Muitas vezes, no calendário industrial, os feriados atrapalham. A programação fica apertada e as perdas associadas, à normal quebra de ritmo, são prejudiciais.
Os feriados encostados ao fim-de-semana são os meus preferidos. O que é entendível pelo prolongamento do descanso, permitindo programar viagens, se for o caso. Pontes, atendendo ao calendário escolar dos meus filhos, prefiro não as ter.
A mobilidade nos festejos do Corpo de Deus, para o último domingo, permitiu verificar que existe a possibilidade de no futuro alterar a data de vários feriados, aproximando-os do fim-de-semana. A rigidez do calendário é prejudicial, nomeadamente ao nível da produtividade, não esquecendo, por outro lado, o desenvolvimento do potencial turístico do país.
Atendendo à necessidade de exemplificar, o feriado de Carnaval podia ser à segunda- feira e o fim do ciclo pascal, podia ser um dia mais tarde, ou seja, o Corpo de Deus festejar-se à 6ª-feira.
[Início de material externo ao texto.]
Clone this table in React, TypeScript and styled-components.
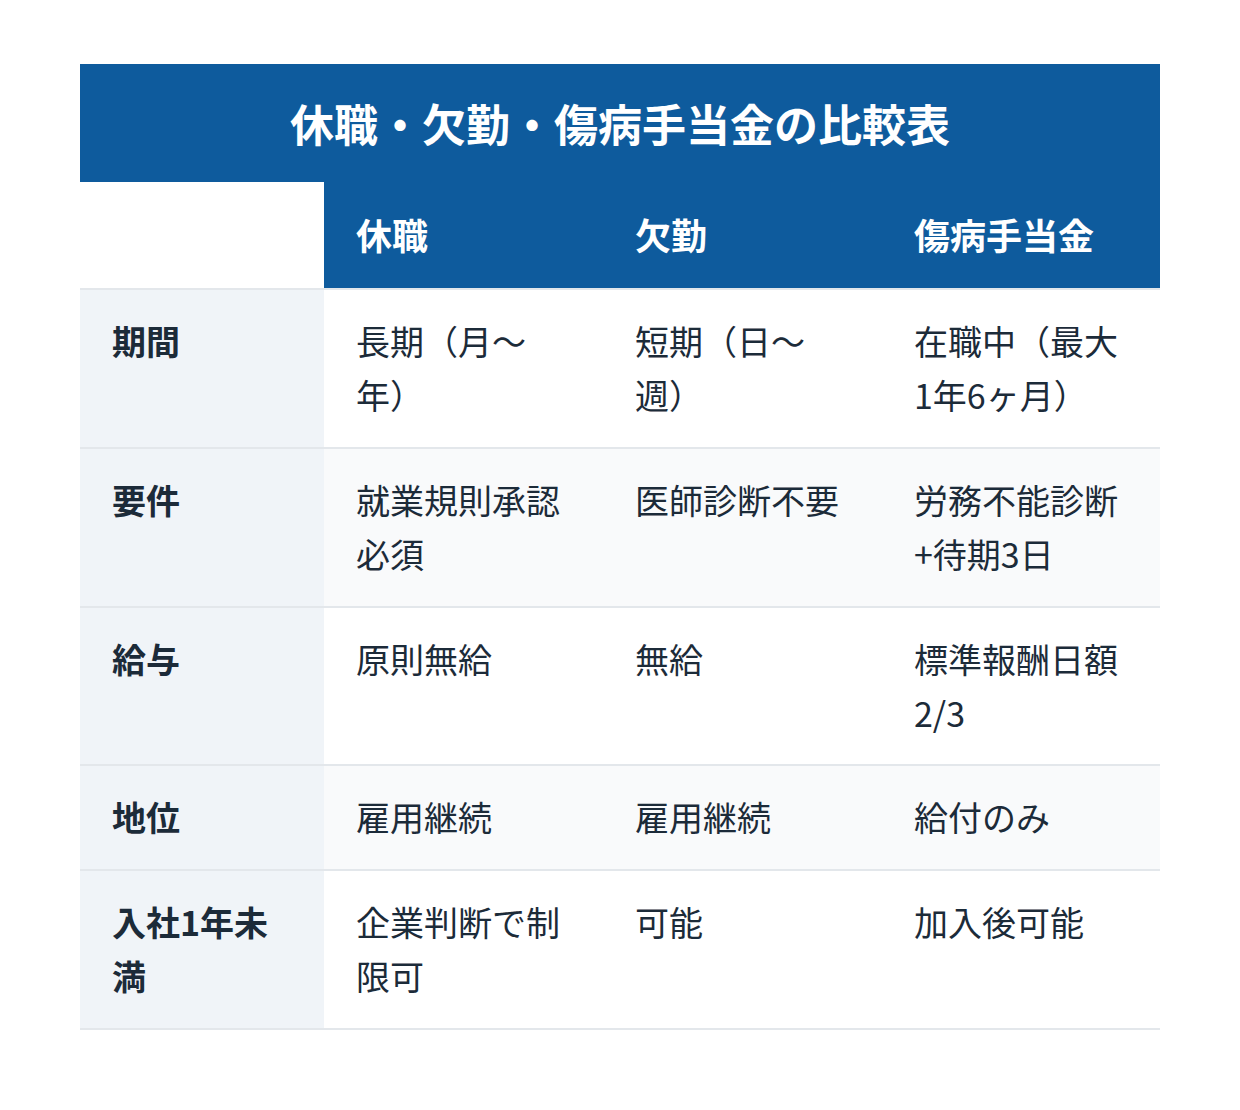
import styled, { createGlobalStyle } from "styled-components";

const GlobalStyle = createGlobalStyle`
  body {
    margin: 0;
    background: #ffffff;
    font-family: "Noto Sans CJK JP", "Noto Sans", sans-serif;
    color: #1c2b39;
  }
`;

const Page = styled.div`
  padding: 64px 80px;
`;

const TableBox = styled.div`
  width: 1080px;
`;

const Title = styled.div`
  background: #0e5b9d;
  color: #ffffff;
  font-size: 44px;
  font-weight: 700;
  line-height: 1.6;
  padding: 24px 32px;
  text-align: center;
`;

const Table = styled.table`
  width: 100%;
  border-collapse: collapse;
  table-layout: fixed;
`;

const HeadCell = styled.th<{ $blank?: boolean }>`
  background: ${({ $blank }) => ($blank ? "#ffffff" : "#0e5b9d")};
  color: #ffffff;
  font-size: 36px;
  font-weight: 700;
  line-height: 1.6;
  padding: 24px 32px;
  text-align: left;
`;

const Row = styled.tr<{ $shade: boolean }>`
  border-top: 2px solid #e3e7eb;
  border-bottom: 2px solid #e3e7eb;
  background: ${({ $shade }) => ($shade ? "#f9fafb" : "#ffffff")};
`;

const RowHead = styled.th`
  background: #f0f4f8;
  font-size: 34px;
  font-weight: 700;
  line-height: 1.6;
  padding: 24px 32px;
  text-align: left;
  vertical-align: top;
`;

const Cell = styled.td`
  font-size: 34px;
  font-weight: 400;
  line-height: 1.6;
  padding: 24px 32px;
  vertical-align: top;
`;

const columns = ["休職", "欠勤", "傷病手当金"];

const rows = [
  { label: "期間", values: ["長期（月〜年）", "短期（日〜週）", "在職中（最大1年6ヶ月）"] },
  { label: "要件", values: ["就業規則承認必須", "医師診断不要", "労務不能診断+待期3日"] },
  { label: "給与", values: ["原則無給", "無給", "標準報酬日額2/3"] },
  { label: "地位", values: ["雇用継続", "雇用継続", "給付のみ"] },
  { label: "入社1年未満", values: ["企業判断で制限可", "可能", "加入後可能"] },
];

const App = () => {
  return (
    <Page>
      <GlobalStyle />
      <TableBox>
        <Title>休職・欠勤・傷病手当金の比較表</Title>
        <Table>
          <colgroup>
            <col style={{ width: 244 }} />
            <col style={{ width: 279 }} />
            <col style={{ width: 279 }} />
            <col style={{ width: 278 }} />
          </colgroup>
          <thead>
            <tr>
              <HeadCell $blank />
              {columns.map((c) => (
                <HeadCell key={c}>{c}</HeadCell>
              ))}
            </tr>
          </thead>
          <tbody>
            {rows.map((row, i) => (
              <Row key={row.label} $shade={i % 2 === 1}>
                <RowHead>{row.label}</RowHead>
                {row.values.map((v, j) => (
                  <Cell key={j}>{v}</Cell>
                ))}
              </Row>
            ))}
          </tbody>
        </Table>
      </TableBox>
    </Page>
  );
};

export default App;
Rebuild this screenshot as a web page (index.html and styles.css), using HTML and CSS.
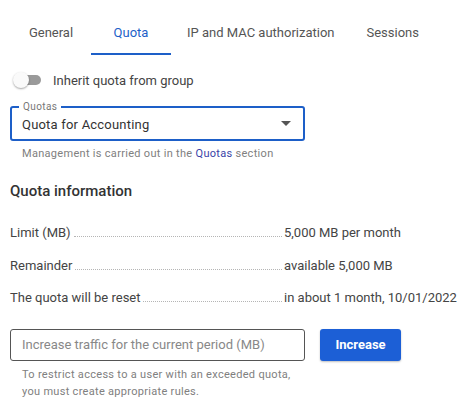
FILE: index.html
```html
<!DOCTYPE html>
<html>
<head>
<meta charset="utf-8">
<link rel="stylesheet" href="styles.css">
</head>
<body>
<div class="page">
  <nav class="tabs">
    <div class="tab">General</div>
    <div class="tab active">Quota</div>
    <div class="tab">IP and MAC authorization</div>
    <div class="tab">Sessions</div>
  </nav>

  <div class="toggle-row">
    <span class="switch"><span class="track"></span><span class="thumb"></span></span>
    <span class="toggle-label">Inherit quota from group</span>
  </div>

  <div class="select">
    <span class="select-legend">Quotas</span>
    <span class="select-value">Quota for Accounting</span>
    <svg class="select-arrow" width="10" height="5" viewBox="0 0 10 5"><path d="M0 0 L10 0 L5 5 Z" fill="#555"/></svg>
  </div>
  <div class="helper">Management is carried out in the <a class="link">Quotas</a> section</div>

  <h2 class="section-title">Quota information</h2>

  <div class="info">
    <div class="info-row"><span class="info-label">Limit (MB)</span><span class="dots"></span><span class="info-value">5,000 MB per month</span></div>
    <div class="info-row"><span class="info-label">Remainder</span><span class="dots"></span><span class="info-value">available 5,000 MB</span></div>
    <div class="info-row"><span class="info-label">The quota will be reset</span><span class="dots"></span><span class="info-value">in about 1 month, 10/01/2022</span></div>
  </div>

  <div class="increase-row">
    <div class="input">Increase traffic for the current period (MB)</div>
    <button class="btn">Increase</button>
  </div>
  <div class="helper helper-bottom">To restrict access to a user with an exceeded quota,<br>you must create appropriate rules.</div>
</div>
</body>
</html>
```

FILE: styles.css
```css
* { box-sizing: border-box; }
html, body { margin: 0; background: #fff; }
body {
  font-family: Roboto, "Noto Sans", Arial, sans-serif;
  color: #333;
  width: 474px;
  height: 411px;
  overflow: hidden;
}
.page { padding: 0 0 0 10px; }

.tabs {
  display: flex;
  height: 55px;
  padding-left: 1px;
}
.tab {
  min-width: 80px;
  padding: 26px 16px 0;
  text-align: center;
  font-size: 13px;
  color: #555;
  line-height: 14px;
  border-bottom: 2px solid transparent;
}
.tab.active {
  color: #1d5fc8;
  border-bottom-color: #1d5fc8;
}

.toggle-row {
  display: flex;
  align-items: center;
  height: 22px;
  margin-top: 14px;
}
.switch {
  position: relative;
  width: 28px;
  height: 16px;
  margin-left: 3px;
}
.track {
  position: absolute;
  left: 8px;
  top: 3px;
  width: 20px;
  height: 10px;
  border-radius: 5px;
  background: #9a9a9a;
}
.thumb {
  position: absolute;
  left: 0;
  top: 0;
  width: 16px;
  height: 16px;
  border-radius: 50%;
  background: #fafafa;
  box-shadow: 0 1px 2px rgba(0,0,0,0.35);
}
.toggle-label {
  margin-left: 12px;
  font-size: 13px;
  color: #444;
}

.select {
  position: relative;
  margin-top: 15px;
  width: 295px;
  height: 35px;
  border: 2px solid #1d5fc8;
  border-radius: 3px;
  display: flex;
  align-items: center;
  padding: 0 12px 0 10px;
}
.select-legend {
  position: absolute;
  left: 7px;
  top: -7px;
  background: #fff;
  padding: 0 4px;
  font-size: 10px;
  letter-spacing: 0.4px;
  line-height: 11px;
  color: #777;
}
.select-value {
  flex: 1;
  font-size: 13px;
  letter-spacing: 0.2px;
  color: #333;
  padding-top: 1px;
}

.helper {
  font-size: 11px;
  letter-spacing: 0.3px;
  color: #808080;
  padding-left: 12px;
  margin-top: 6px;
  line-height: 14px;
}
.link { color: #3a3fa8; }

.section-title {
  margin: 21px 0 0 0;
  font-size: 15px;
  font-weight: 500;
  color: #333;
  line-height: 18px;
}

.info { margin-top: 25px; width: 464px; }
.info-row {
  display: flex;
  align-items: baseline;
  height: 32.5px;
  font-size: 13px;
  color: #444;
}
.info-label { white-space: nowrap; }
.dots {
  flex: 1;
  border-bottom: 1px dotted #b5b5b5;
  margin: 0 2px 0 3px;
}
.info-value { width: 190px; white-space: nowrap; }

.increase-row {
  display: flex;
  align-items: center;
  margin-top: 6px;
}
.input {
  width: 295px;
  height: 32px;
  border: 1px solid #555;
  border-radius: 3px;
  padding: 0 11px;
  display: flex;
  align-items: center;
  font-size: 13px;
  color: #888;
}
.btn {
  margin-left: 15px;
  width: 81px;
  height: 32px;
  border: none;
  border-radius: 3px;
  background: #1c5fd6;
  color: #fff;
  font-family: inherit;
  font-size: 13px;
  font-weight: 700;
  box-shadow: 0 1px 2px rgba(0,0,0,0.25);
}
.helper-bottom {
  margin-top: 5px;
  line-height: 17px;
}
```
Como estes, outros feriados sem dia fixo na semana, podiam ser perfeitamente ajustados ao calendário, não se perdendo o seu significado com as respetivas comemorações.
A discussão à volta do número de feriados de um país poderá fazer sentido. Contando que alguns sejam trocados por feriados europeus - para permitir uma maior coesão do espírito continental.
Daqui a cinco anos, tudo será de novo equacionado.
Aproveite bem o feriado do Dia de Portugal, de Camões e das Comunidades.